In the still later case of Fidelity Deposit Co. v. Courtney,186 U.S. 342, Justice White says:

"In Guaranty Co. v. Mechanics, etc., Co., 183 U.S. 402, this court recognize as binding upon the bank a certificate given by one of its officers, embodying replies to questions asked by the guaranty company respecting one of the employees of the bank, although no proof was introduced that special authority had been conferred upon the officer to make the certificate. Nor does the ruling in American Surety Company v. Pauley,170 U.S. 156, warrant the claim that it is an authority against the admissibility of the certificate here in question. In the bond considered in the Pauley case, it was not agreed that the statements of the president upon which the bond was obtained, should be the basis of the bond. The answers made by the person who was president of the bank to the interrogatories of the surety company were but mere commendation by one individual of another individual, at a time when, as said by the court, 'no relations existed between the bank and the surety company.' Again, in the Pauley case, no letter of inquiry was addressed to the bank, unlike the practice pursued with respect to the renewal here in controversy, and the letter, whose contents in the Pauley case was claimed to be binding on the bank, was written by one who, was not charged with the duties of conducting the correspondence of the bank."

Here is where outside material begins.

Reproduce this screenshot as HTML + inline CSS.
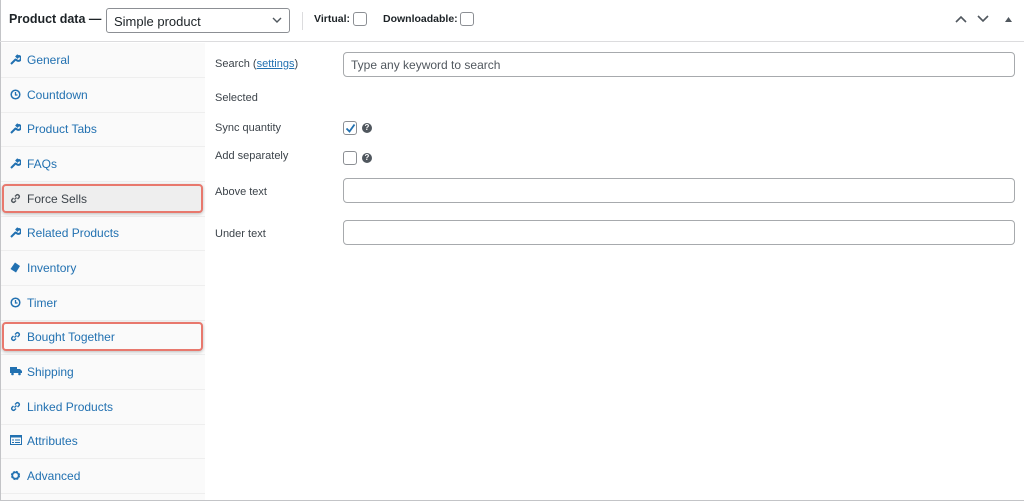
<!DOCTYPE html>
<html><head><meta charset="utf-8"><style>
*{box-sizing:border-box;margin:0;padding:0}
body{width:1024px;height:502px;background:#fff;font-family:"Liberation Sans",sans-serif;position:relative;overflow:hidden;color:#3c434a}
.frame{position:absolute;left:0;top:0;width:1024px;height:501px;border-left:1px solid #c3c4c7;border-bottom:1px solid #c3c4c7}
.hdr{position:absolute;left:0;top:0;width:1024px;height:42px;border-bottom:1px solid #dcdcde}
.t{position:absolute;font-size:13px;white-space:nowrap}
.sel{position:absolute;left:106px;top:8px;width:184px;height:25px;border:1px solid #8c8f94;border-radius:3px;font-size:13px;padding:5px 0 0 7px;color:#1d2327}
.cb{position:absolute;width:14px;height:14px;border:1px solid #8c8f94;border-radius:3px;background:#fff}
.side{position:absolute;left:1px;top:43px;width:204px;height:457px;background:#fafafa}
.it{position:absolute;left:0;width:204px;height:35px;border-bottom:1px solid #eee;color:#2271b1;font-size:12px}
.it span{position:absolute;left:26px;top:10px}
.it svg{position:absolute;left:9px;top:11px}
.hl{position:absolute;left:2px;width:201px;height:29px;border:2px solid #e8786d;border-radius:4px;box-shadow:0 1px 3px rgba(0,0,0,.25)}
.lab{position:absolute;left:215px;font-size:11px;color:#3c434a}
.inp{position:absolute;left:343px;width:672px;height:25px;border:1px solid #a7aaad;border-radius:4px;font-size:12px;color:#50575e;padding:5px 0 0 7px}
.q{position:absolute;width:10px;height:10px;border-radius:50%;background:#50575e;color:#fff;font-size:8px;font-weight:bold;text-align:center;line-height:10px}
</style></head><body>
<div class="frame"></div>
<div class="hdr"></div>
<div class="t" style="left:9px;top:12px;font-weight:bold;font-size:12.5px;color:#1d2327">Product data —</div>
<div class="sel">Simple product
<svg style="position:absolute;right:7px;top:8px" width="10" height="7" viewBox="0 0 10 7"><path d="M1 1l4 4 4-4" fill="none" stroke="#50575e" stroke-width="1.4"/></svg></div>
<div style="position:absolute;left:302px;top:12px;width:1px;height:18px;background:#dcdcde"></div>
<div class="t" style="left:314px;top:13px;font-size:10.5px;font-weight:bold;color:#1d2327">Virtual:</div>
<div class="cb" style="left:353px;top:12px"></div>
<div class="t" style="left:383px;top:13px;font-size:10.5px;font-weight:bold;color:#1d2327">Downloadable:</div>
<div class="cb" style="left:460px;top:12px"></div>
<svg style="position:absolute;left:955px;top:15px" width="12" height="8" viewBox="0 0 12 8"><path d="M1 7l5-5 5 5" fill="none" stroke="#50575e" stroke-width="1.6"/></svg>
<svg style="position:absolute;left:977px;top:15px" width="12" height="8" viewBox="0 0 12 8"><path d="M1 1l5 5 5-5" fill="none" stroke="#50575e" stroke-width="1.6"/></svg>
<svg style="position:absolute;left:1005px;top:17px" width="7" height="5" viewBox="0 0 7 5"><path d="M0 5L3.5 0 7 5z" fill="#50575e"/></svg>

<div class="side">
<div class="it" style="top:0"><svg width="11" height="11" viewBox="0 0 11 11"><path d="M1 10l5-5M6 5a2.5 2.5 0 1 0 3-3l-1.5 1.5-1-1L8 1" stroke="#2271b1" stroke-width="2" fill="none"/></svg><span>General</span></div>
<div class="it" style="top:35px"><svg width="11" height="11" viewBox="0 0 11 11"><circle cx="5.5" cy="5.5" r="4.3" stroke="#2271b1" stroke-width="1.5" fill="none"/><path d="M5.5 3v3h2" stroke="#2271b1" stroke-width="1.3" fill="none"/></svg><span>Countdown</span></div>
<div class="it" style="top:69px"><svg width="11" height="11" viewBox="0 0 11 11"><path d="M1 10l5-5M6 5a2.5 2.5 0 1 0 3-3l-1.5 1.5-1-1L8 1" stroke="#2271b1" stroke-width="2" fill="none"/></svg><span>Product Tabs</span></div>
<div class="it" style="top:104px"><svg width="11" height="11" viewBox="0 0 11 11"><path d="M1 10l5-5M6 5a2.5 2.5 0 1 0 3-3l-1.5 1.5-1-1L8 1" stroke="#2271b1" stroke-width="2" fill="none"/></svg><span>FAQs</span></div>
<div class="it" style="top:139px"></div>
<div class="it" style="top:173px"><svg width="11" height="11" viewBox="0 0 11 11"><path d="M1 10l5-5M6 5a2.5 2.5 0 1 0 3-3l-1.5 1.5-1-1L8 1" stroke="#2271b1" stroke-width="2" fill="none"/></svg><span>Related Products</span></div>
<div class="it" style="top:208px"><svg width="11" height="11" viewBox="0 0 11 11"><path d="M5 0.5l5 3.5-4 6.5-5.5-3.5z" fill="#2271b1"/></svg><span>Inventory</span></div>
<div class="it" style="top:243px"><svg width="11" height="11" viewBox="0 0 11 11"><circle cx="5.5" cy="5.5" r="4.3" stroke="#2271b1" stroke-width="1.5" fill="none"/><path d="M5.5 3v3h2" stroke="#2271b1" stroke-width="1.3" fill="none"/></svg><span>Timer</span></div>
<div class="it" style="top:277px"></div>
<div class="it" style="top:312px"><svg width="12" height="10" viewBox="0 0 12 10"><path d="M0 1h7v6H0zM7 3h3l2 2v2H7z" fill="#2271b1"/><circle cx="2.5" cy="8" r="1.3" fill="#2271b1"/><circle cx="9.5" cy="8" r="1.3" fill="#2271b1"/></svg><span>Shipping</span></div>
<div class="it" style="top:347px"><svg width="11" height="11" viewBox="0 0 11 11"><path d="M4.5 6.5l2-2M3.5 5l-1.5 1.5a1.8 1.8 0 0 0 2.5 2.5L6 7.5M7.5 6L9 4.5A1.8 1.8 0 0 0 6.5 2L5 3.5" stroke="#2271b1" stroke-width="1.4" fill="none"/></svg><span>Linked Products</span></div>
<div class="it" style="top:381px"><svg width="12" height="10" viewBox="0 0 12 10"><rect x="0.5" y="0.5" width="11" height="9" fill="none" stroke="#2271b1"/><rect x="0.5" y="0.5" width="11" height="2" fill="#2271b1"/><path d="M2 5h2M5 5h5M2 7.5h2M5 7.5h5" stroke="#2271b1"/></svg><span>Attributes</span></div>
<div class="it" style="top:416px"><svg width="11" height="11" viewBox="0 0 11 11"><circle cx="5.5" cy="5.5" r="3.5" fill="none" stroke="#2271b1" stroke-width="2.2" stroke-dasharray="1.8 1"/><circle cx="5.5" cy="5.5" r="3.2" fill="none" stroke="#2271b1" stroke-width="1.6"/></svg><span>Advanced</span></div>
</div>
<div class="hl" style="top:184px;background:#eee"><svg style="position:absolute;left:6px;top:7px" width="11" height="11" viewBox="0 0 11 11"><path d="M4.5 6.5l2-2M3.5 5l-1.5 1.5a1.8 1.8 0 0 0 2.5 2.5L6 7.5M7.5 6L9 4.5A1.8 1.8 0 0 0 6.5 2L5 3.5" stroke="#50575e" stroke-width="1.4" fill="none"/></svg><span style="position:absolute;left:23px;top:6px;font-size:12px;color:#3c434a">Force Sells</span></div>
<div class="hl" style="top:322px;background:#fafafa"><svg style="position:absolute;left:6px;top:7px" width="11" height="11" viewBox="0 0 11 11"><path d="M4.5 6.5l2-2M3.5 5l-1.5 1.5a1.8 1.8 0 0 0 2.5 2.5L6 7.5M7.5 6L9 4.5A1.8 1.8 0 0 0 6.5 2L5 3.5" stroke="#2271b1" stroke-width="1.4" fill="none"/></svg><span style="position:absolute;left:23px;top:6px;font-size:12px;color:#2271b1">Bought Together</span></div>

<div class="lab" style="top:58px">Search (<span style="color:#2271b1;text-decoration:underline">settings</span>)</div>
<div class="inp" style="top:52px">Type any keyword to search</div>
<div class="lab" style="top:92px">Selected</div>
<div class="lab" style="top:122px">Sync quantity</div>
<div class="cb" style="left:343px;top:121px"><svg style="position:absolute;left:0;top:0" width="13" height="13" viewBox="0 0 13 13"><path d="M2.5 6.5l3 3 5-7" stroke="#2271b1" stroke-width="1.8" fill="none"/></svg></div>
<div class="q" style="left:362px;top:123px">?</div>
<div class="lab" style="top:150px">Add separately</div>
<div class="cb" style="left:343px;top:151px"></div>
<div class="q" style="left:362px;top:153px">?</div>
<div class="lab" style="top:186px">Above text</div>
<div class="inp" style="top:178px"></div>
<div class="lab" style="top:228px">Under text</div>
<div class="inp" style="top:220px"></div>
</body></html>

Entertaining the views that we do, we think that the plaintiff clearly failed to establish facts sufficient to entitle *562 him to recover, and that the demurrer to the evidence was well taken, and properly sustained.

The conclusions here reached make it unnecessary to pass upon other questions presented in briefs of counsel. The judgment of the court below will be affirmed.

Pancoast, J., who presided in the court below, not sitting; Burford, C. J., who declines to take any part in said cause for the reason that he is a creditor of said insolvent bank, not sitting; all the other Justices concurring.